Une expérience qui interroge
Autre source de frustration pour certains : le côté “one shot” inhérent à ce genre de scénario. On s’attache à un personnage… et il n’est jamais réutilisable. Parce qu’il est mort, fou, ou tout simplement fini. C’est un des aspects les plus durs de L’Appel de Cthulhu : les histoires sont uniques, les destins sont souvent scellés.
Mais c’est aussi ce qui les rend si puissantes. C’est ce qui fait que, plusieurs jours après, on en parle encore, on s’interroge sur ce qu’on a vraiment vécu. Parce que tout n’est pas dit. Parce qu’on ne comprend jamais tout. Parce que la peur ne vient pas seulement de ce qu’on a vu… mais aussi de ce qu’on n’aura jamais compris.

Conclusion (ou pas vraiment)
On n’a pas gagné. On ne sait même pas ce qu’on a perdu. Mais on a joué une partie de L’Appel de Cthulhu comme on en joue rarement : avec de l’ambiance, des rires, de l’angoisse, du mystère et ce goût unique d’être les marionnettes d’un univers qui nous dépasse. Et rien que pour ça, ça valait le coup.
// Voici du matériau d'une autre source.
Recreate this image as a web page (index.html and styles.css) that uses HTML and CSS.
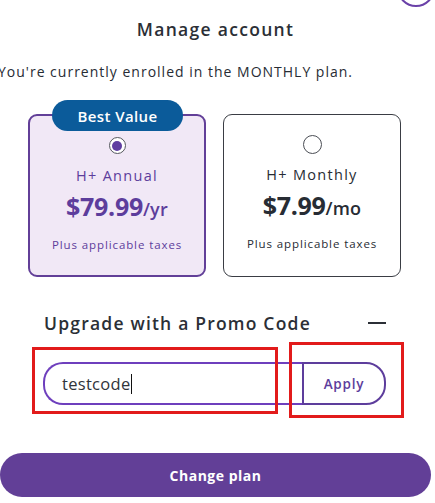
FILE: index.html
```html
<!DOCTYPE html>
<html lang="en">
<head>
<meta charset="utf-8">
<title>Manage account</title>
<link rel="stylesheet" href="styles.css">
</head>
<body>
<div class="page">
  <span class="close-ring" aria-hidden="true"></span>
  <h1 class="title">Manage account</h1>
  <p class="enrolled">You're currently enrolled in the MONTHLY plan.</p>

  <div class="plans">
    <div class="plan plan-selected">
      <span class="badge">Best Value</span>
      <span class="radio radio-on"><span class="dot"></span></span>
      <div class="plan-name">H+ Annual</div>
      <div class="plan-price"><span class="amount">$79.99</span><span class="per">/yr</span></div>
      <div class="plan-tax">Plus applicable taxes</div>
    </div>
    <div class="plan">
      <span class="radio"></span>
      <div class="plan-name">H+ Monthly</div>
      <div class="plan-price"><span class="amount">$7.99</span><span class="per">/mo</span></div>
      <div class="plan-tax">Plus applicable taxes</div>
    </div>
  </div>

  <div class="promo">
    <div class="promo-head">
      <span class="promo-title">Upgrade with a Promo Code</span>
      <span class="promo-toggle"></span>
    </div>
    <div class="promo-row">
      <div class="promo-input">testcode<span class="caret"></span></div>
      <button class="promo-apply">Apply</button>
      <span class="mark mark-input"></span>
      <span class="mark mark-apply"></span>
    </div>
  </div>

  <button class="cta">Change plan</button>
</div>
</body>
</html>
```

FILE: styles.css
```css
* { box-sizing: border-box; }
html, body { margin: 0; padding: 0; background: #fff; }
body {
  font-family: "Open Sans", "Liberation Sans", sans-serif;
  color: #272c34;
  width: 435px;
  height: 503px;
  overflow: hidden;
}
.page {
  position: relative;
  width: 431px;
  display: flex;
  flex-direction: column;
}
.close-ring {
  position: absolute;
  left: 397px;
  top: -31px;
  width: 38px;
  height: 38px;
  border: 2px solid #6a41a8;
  border-radius: 50%;
}
.title {
  margin: 17px 0 0;
  text-align: center;
  font-size: 17.5px;
  font-weight: 600;
  letter-spacing: 1.3px;
  line-height: 24px;
  color: #2b2f36;
}
.enrolled {
  margin: 22px 0 0 -2px;
  font-size: 14px;
  line-height: 18px;
  letter-spacing: 1px;
  white-space: nowrap;
  color: #272c34;
}
.plans {
  display: flex;
  gap: 17px;
  margin: 33px 0 0 28px;
}
.plan {
  position: relative;
  width: 178px;
  height: 163px;
  border: 1px solid #3a3d44;
  border-radius: 9px;
  background: #fff;
  display: flex;
  flex-direction: column;
  align-items: center;
  padding-top: 20px;
  color: #272c34;
}
.plan-selected {
  border: 2px solid #623f98;
  background: #f1e8f6;
  color: #5d3d9c;
}
.badge {
  position: absolute;
  top: -16px;
  left: 22px;
  width: 131px;
  height: 31px;
  border-radius: 16px;
  background: #0b5b9a;
  color: #fff;
  font-size: 15px;
  font-weight: 600;
  letter-spacing: 0.4px;
  display: flex;
  align-items: center;
  justify-content: center;
}
.radio {
  width: 19px;
  height: 19px;
  border-radius: 50%;
  border: 1px solid #4b4e55;
  background: #fff;
  display: flex;
  align-items: center;
  justify-content: center;
}
.radio-on { width: 17px; height: 17px; margin-top: 1px; margin-bottom: 1px; border-color: #55585e; }
.dot { width: 10px; height: 10px; border-radius: 50%; background: #5f3ea1; }
.plan-name {
  margin-top: 11px;
  font-size: 14.5px;
  line-height: 20px;
  letter-spacing: 1.3px;
}
.plan-price {
  margin-top: 5px;
  line-height: 30px;
  display: flex;
  align-items: baseline;
}
.amount { font-size: 25px; font-weight: 700; letter-spacing: -0.3px; }
.per { font-size: 18px; font-weight: 600; letter-spacing: 0.2px; }
.plan-tax {
  margin-top: 13px;
  font-size: 11.5px;
  line-height: 16px;
  letter-spacing: 0.9px;
}
.promo {
  margin: 34px 0 0 44px;
  width: 342px;
}
.promo-head {
  display: flex;
  justify-content: space-between;
  align-items: center;
  height: 24px;
}
.promo-title {
  font-size: 17.5px;
  font-weight: 600;
  letter-spacing: 1.2px;
  color: #2b2f36;
}
.promo-toggle {
  width: 18px;
  height: 2px;
  background: #2b2f36;
}
.promo-row {
  position: relative;
  display: flex;
  margin-top: 27px;
  margin-left: -1px;
  height: 43px;
}
.promo-input {
  flex: 0 0 259px;
  border: 2px solid #6e3fbd;
  border-right: none;
  border-radius: 20px 0 0 20px;
  padding-left: 17px;
  display: flex;
  align-items: center;
  font-size: 16.5px;
  letter-spacing: 0.3px;
  color: #30343b;
}
.caret {
  width: 1px;
  height: 20px;
  background: #111;
  margin-left: 1px;
}
.promo-apply {
  flex: 0 0 84px;
  border: 2px solid #5d3d9c;
  border-radius: 0 20px 20px 0;
  background: #fff;
  font-family: inherit;
  font-size: 13.5px;
  font-weight: 600;
  letter-spacing: 0.8px;
  color: #5d3d9c;
  padding: 0;
}
.mark {
  position: absolute;
  border: 3px solid #e21b1b;
}
.mark-input { left: -11px; top: -15px; width: 246px; height: 67px; }
.mark-apply { left: 246px; top: -20px; width: 115px; height: 76px; }
.cta {
  margin-top: 48px;
  height: 44px;
  width: 431px;
  border: none;
  border-radius: 22px;
  background: #623f97;
  color: #fff;
  font-family: inherit;
  font-size: 14px;
  font-weight: 700;
  letter-spacing: 0.5px;
}
```
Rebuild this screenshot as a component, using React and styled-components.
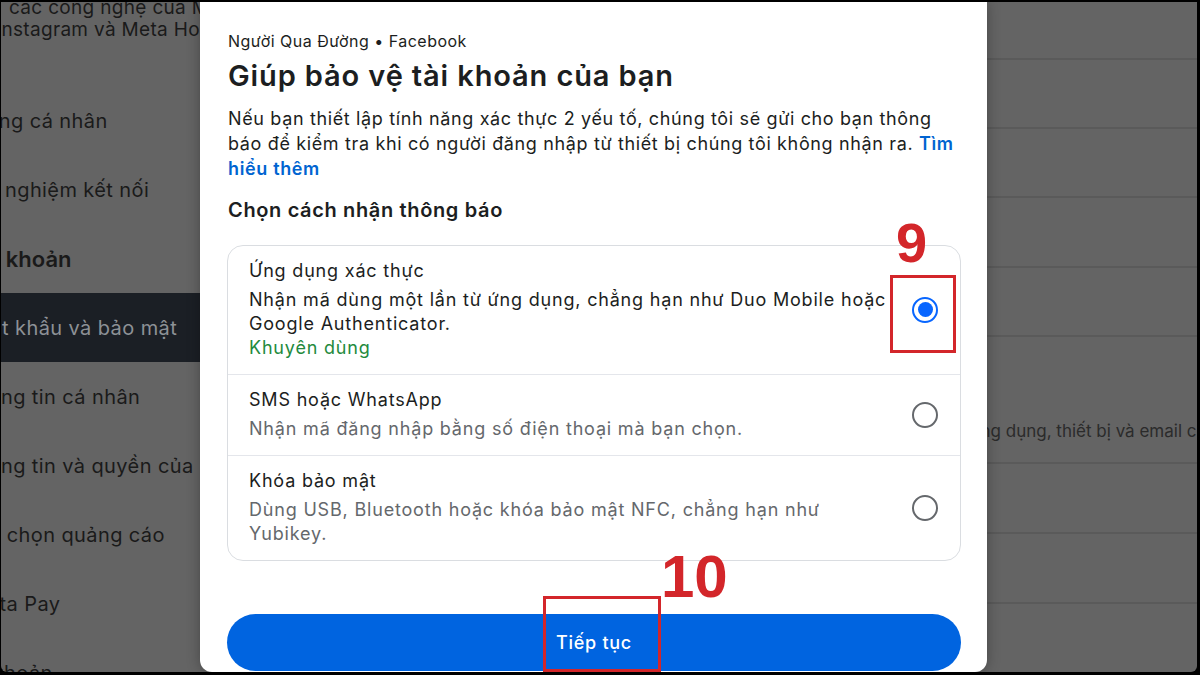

Des pistes à creuser (notes et réflexions)
Explorer l’ambiguïté : terminez vos scénarios sans réponses claires, pour laisser les joueurs douter de ce qu’ils ont accompli. (Et même, ne dévoilez pas tout, ça pourra servir plus tard, on ne sait jamais).
Réduire le hasard : réservez les jets de dés aux moments critiques et utilisez davantage la narration.
Mettre en scène la folie : jouez les pertes de santé mentale comme des scènes dramatiques, pas seulement des chiffres.

Préparer les “échecs” : anticipez plusieurs chemins narratifs en cas de jets ratés.
Prolonger l’expérience : même si le scénario est un one-shot, réutilisez les conséquences dans une intrigue plus vaste.